PROBLEM REQUIREMENTS: Search the material for the string "React", then return every line where it is found.

Code that builds pages
— Begin —
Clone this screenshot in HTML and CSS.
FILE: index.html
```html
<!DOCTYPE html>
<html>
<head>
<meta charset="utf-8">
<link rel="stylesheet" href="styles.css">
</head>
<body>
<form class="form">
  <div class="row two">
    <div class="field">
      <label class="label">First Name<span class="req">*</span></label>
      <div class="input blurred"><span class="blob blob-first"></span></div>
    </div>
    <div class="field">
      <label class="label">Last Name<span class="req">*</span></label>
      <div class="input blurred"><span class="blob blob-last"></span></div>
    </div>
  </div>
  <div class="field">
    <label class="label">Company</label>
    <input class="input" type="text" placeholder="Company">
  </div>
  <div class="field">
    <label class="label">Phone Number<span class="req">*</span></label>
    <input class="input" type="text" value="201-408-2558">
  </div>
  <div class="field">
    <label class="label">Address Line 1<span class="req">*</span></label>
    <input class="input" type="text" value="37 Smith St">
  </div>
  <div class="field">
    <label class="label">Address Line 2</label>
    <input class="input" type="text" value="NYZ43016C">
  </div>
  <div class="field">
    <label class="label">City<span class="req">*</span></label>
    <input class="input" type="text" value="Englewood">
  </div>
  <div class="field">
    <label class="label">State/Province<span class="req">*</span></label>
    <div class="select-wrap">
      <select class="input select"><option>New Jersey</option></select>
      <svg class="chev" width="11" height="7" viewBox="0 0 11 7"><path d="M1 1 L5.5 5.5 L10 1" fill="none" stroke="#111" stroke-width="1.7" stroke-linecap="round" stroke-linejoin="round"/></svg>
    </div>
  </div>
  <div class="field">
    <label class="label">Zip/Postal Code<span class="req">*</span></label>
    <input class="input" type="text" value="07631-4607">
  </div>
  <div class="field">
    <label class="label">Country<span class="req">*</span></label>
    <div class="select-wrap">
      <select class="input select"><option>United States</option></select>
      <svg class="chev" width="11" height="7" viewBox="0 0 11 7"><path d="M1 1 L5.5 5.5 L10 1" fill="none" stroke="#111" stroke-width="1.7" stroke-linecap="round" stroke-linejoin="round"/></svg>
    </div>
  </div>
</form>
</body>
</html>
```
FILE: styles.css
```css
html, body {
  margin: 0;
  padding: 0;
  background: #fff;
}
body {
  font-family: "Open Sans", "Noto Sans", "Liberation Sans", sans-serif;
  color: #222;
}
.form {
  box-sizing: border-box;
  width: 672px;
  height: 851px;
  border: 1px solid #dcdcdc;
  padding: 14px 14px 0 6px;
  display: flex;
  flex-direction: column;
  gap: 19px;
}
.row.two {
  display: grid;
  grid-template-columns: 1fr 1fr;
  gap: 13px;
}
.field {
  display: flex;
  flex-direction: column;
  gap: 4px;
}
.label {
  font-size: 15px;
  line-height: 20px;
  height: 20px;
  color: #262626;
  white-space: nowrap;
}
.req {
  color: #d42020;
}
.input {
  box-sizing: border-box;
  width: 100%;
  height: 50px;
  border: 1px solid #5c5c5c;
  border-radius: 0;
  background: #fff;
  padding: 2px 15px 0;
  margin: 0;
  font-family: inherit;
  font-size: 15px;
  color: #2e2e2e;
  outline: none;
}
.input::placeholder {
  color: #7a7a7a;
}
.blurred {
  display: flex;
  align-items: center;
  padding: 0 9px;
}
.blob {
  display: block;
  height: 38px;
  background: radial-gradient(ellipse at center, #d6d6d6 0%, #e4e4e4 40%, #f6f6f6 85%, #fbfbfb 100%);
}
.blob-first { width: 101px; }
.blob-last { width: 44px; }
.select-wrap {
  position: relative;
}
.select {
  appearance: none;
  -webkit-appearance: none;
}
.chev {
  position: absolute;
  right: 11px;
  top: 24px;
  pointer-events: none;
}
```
— End —
— Begin —
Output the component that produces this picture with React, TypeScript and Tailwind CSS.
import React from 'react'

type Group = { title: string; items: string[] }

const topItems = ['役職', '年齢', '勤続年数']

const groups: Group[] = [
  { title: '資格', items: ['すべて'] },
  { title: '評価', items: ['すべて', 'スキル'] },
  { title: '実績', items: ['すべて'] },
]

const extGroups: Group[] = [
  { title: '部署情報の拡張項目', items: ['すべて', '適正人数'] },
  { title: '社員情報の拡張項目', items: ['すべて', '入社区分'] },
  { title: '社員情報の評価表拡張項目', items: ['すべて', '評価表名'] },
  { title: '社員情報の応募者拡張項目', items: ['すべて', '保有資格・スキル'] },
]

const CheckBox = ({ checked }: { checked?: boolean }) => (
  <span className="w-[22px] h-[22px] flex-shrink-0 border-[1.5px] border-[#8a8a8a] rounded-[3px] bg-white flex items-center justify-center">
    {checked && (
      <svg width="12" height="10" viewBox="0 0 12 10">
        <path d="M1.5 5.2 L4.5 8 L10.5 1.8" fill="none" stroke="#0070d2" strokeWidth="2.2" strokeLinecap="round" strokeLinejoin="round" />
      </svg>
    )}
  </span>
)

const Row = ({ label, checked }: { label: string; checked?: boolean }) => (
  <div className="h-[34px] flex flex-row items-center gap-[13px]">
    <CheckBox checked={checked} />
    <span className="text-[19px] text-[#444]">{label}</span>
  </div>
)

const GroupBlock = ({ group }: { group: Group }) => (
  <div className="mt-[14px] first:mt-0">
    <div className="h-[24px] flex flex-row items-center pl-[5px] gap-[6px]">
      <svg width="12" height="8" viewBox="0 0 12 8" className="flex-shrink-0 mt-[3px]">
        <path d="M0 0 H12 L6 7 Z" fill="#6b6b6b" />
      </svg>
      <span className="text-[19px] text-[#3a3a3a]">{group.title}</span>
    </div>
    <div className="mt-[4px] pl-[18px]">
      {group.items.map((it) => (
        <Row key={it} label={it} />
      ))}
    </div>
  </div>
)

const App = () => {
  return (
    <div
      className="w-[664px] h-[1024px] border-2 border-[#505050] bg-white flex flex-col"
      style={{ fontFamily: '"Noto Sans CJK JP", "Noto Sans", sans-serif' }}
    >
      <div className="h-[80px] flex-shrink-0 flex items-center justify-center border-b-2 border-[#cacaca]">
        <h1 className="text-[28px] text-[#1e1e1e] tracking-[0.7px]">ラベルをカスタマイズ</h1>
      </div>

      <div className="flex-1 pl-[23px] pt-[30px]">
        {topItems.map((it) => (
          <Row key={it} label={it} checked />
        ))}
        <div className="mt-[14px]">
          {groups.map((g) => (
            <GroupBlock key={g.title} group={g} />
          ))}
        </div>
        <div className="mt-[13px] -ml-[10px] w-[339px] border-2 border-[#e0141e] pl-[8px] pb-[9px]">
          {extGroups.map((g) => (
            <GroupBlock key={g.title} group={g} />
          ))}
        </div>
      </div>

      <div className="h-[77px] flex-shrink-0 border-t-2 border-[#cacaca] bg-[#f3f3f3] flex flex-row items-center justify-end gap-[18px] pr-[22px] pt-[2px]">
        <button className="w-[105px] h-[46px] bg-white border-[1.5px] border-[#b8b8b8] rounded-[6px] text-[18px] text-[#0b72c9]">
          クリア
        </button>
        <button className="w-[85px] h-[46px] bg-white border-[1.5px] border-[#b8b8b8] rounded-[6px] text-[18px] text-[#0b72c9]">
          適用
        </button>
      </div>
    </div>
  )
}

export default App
— End —
— Begin —
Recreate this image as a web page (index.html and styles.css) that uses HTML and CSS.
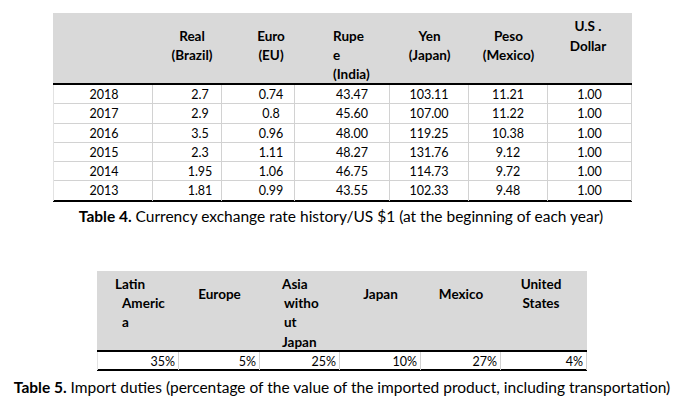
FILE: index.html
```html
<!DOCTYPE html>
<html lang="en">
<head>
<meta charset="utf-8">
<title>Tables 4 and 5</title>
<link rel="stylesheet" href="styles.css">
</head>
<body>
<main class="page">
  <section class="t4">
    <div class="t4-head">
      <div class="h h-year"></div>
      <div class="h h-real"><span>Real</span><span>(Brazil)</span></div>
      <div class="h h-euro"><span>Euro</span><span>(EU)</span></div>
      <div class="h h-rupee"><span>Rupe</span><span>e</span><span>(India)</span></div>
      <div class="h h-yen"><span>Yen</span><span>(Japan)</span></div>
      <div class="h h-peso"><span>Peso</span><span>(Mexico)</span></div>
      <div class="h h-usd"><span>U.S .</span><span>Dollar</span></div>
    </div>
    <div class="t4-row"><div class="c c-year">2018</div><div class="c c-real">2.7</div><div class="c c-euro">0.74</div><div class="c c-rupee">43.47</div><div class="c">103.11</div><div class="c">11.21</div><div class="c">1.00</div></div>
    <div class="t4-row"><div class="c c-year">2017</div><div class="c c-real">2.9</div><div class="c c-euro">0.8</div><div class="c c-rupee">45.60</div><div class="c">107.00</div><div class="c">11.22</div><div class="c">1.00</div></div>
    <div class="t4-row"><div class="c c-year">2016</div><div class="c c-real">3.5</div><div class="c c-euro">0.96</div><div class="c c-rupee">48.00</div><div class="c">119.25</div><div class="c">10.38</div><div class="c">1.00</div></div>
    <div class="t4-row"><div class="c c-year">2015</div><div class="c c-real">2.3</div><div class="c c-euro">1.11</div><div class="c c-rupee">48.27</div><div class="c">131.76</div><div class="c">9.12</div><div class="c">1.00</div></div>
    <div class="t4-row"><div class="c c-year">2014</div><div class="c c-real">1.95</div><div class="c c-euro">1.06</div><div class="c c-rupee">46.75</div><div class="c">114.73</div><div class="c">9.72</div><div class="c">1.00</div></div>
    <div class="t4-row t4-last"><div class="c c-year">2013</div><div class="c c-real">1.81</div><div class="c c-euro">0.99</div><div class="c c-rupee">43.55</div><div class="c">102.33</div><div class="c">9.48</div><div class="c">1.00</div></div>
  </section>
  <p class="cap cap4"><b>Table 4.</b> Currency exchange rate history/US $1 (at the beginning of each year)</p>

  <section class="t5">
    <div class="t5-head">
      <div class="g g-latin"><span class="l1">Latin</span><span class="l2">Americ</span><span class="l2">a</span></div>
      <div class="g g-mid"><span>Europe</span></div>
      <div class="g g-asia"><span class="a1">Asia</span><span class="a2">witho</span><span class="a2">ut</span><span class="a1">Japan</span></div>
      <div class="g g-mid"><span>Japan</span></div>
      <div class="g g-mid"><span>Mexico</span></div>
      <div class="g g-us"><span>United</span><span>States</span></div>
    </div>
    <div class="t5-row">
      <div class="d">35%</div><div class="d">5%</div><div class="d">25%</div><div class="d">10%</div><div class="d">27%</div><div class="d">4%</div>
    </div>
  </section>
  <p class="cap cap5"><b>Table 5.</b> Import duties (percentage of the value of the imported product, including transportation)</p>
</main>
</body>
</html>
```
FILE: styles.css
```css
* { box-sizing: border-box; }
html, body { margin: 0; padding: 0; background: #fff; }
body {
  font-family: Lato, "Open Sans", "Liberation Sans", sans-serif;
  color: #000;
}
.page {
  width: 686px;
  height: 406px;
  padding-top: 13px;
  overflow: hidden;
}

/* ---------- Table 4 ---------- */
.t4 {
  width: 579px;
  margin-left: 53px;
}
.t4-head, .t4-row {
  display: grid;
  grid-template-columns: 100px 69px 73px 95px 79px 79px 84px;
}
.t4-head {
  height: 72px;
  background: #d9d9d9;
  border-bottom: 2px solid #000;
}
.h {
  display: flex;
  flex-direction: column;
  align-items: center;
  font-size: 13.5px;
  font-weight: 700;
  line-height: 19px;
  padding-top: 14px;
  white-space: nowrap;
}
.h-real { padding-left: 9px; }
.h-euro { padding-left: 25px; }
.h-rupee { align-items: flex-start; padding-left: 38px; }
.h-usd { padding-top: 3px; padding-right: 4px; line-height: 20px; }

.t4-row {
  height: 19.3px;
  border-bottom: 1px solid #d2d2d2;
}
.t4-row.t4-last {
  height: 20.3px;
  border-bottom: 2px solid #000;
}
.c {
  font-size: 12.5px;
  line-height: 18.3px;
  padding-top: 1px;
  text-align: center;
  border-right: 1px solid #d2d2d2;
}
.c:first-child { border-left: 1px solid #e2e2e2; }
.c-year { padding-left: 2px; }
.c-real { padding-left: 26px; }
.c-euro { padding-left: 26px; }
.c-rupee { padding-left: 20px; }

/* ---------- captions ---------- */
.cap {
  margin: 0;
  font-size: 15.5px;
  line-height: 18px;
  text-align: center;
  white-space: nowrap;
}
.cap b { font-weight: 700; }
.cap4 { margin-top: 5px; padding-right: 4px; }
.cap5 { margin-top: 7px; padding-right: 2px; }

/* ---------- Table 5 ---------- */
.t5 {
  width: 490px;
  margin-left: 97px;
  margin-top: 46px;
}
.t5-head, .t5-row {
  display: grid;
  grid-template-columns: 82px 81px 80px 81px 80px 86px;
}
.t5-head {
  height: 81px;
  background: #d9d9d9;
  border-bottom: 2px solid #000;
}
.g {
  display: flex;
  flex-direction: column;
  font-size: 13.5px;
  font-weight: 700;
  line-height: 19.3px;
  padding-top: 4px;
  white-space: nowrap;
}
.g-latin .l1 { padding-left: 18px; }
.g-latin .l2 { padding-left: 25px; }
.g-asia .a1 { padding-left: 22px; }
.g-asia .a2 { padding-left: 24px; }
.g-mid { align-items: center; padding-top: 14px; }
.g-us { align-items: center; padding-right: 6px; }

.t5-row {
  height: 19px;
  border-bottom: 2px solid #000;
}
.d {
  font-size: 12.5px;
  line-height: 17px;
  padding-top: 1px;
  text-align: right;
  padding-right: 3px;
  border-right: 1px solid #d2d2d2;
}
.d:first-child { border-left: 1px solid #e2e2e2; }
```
— End —
ANSWER TO THE PROBLEM:
Output the component that produces this picture with React, TypeScript and Tailwind CSS.
import React from 'react'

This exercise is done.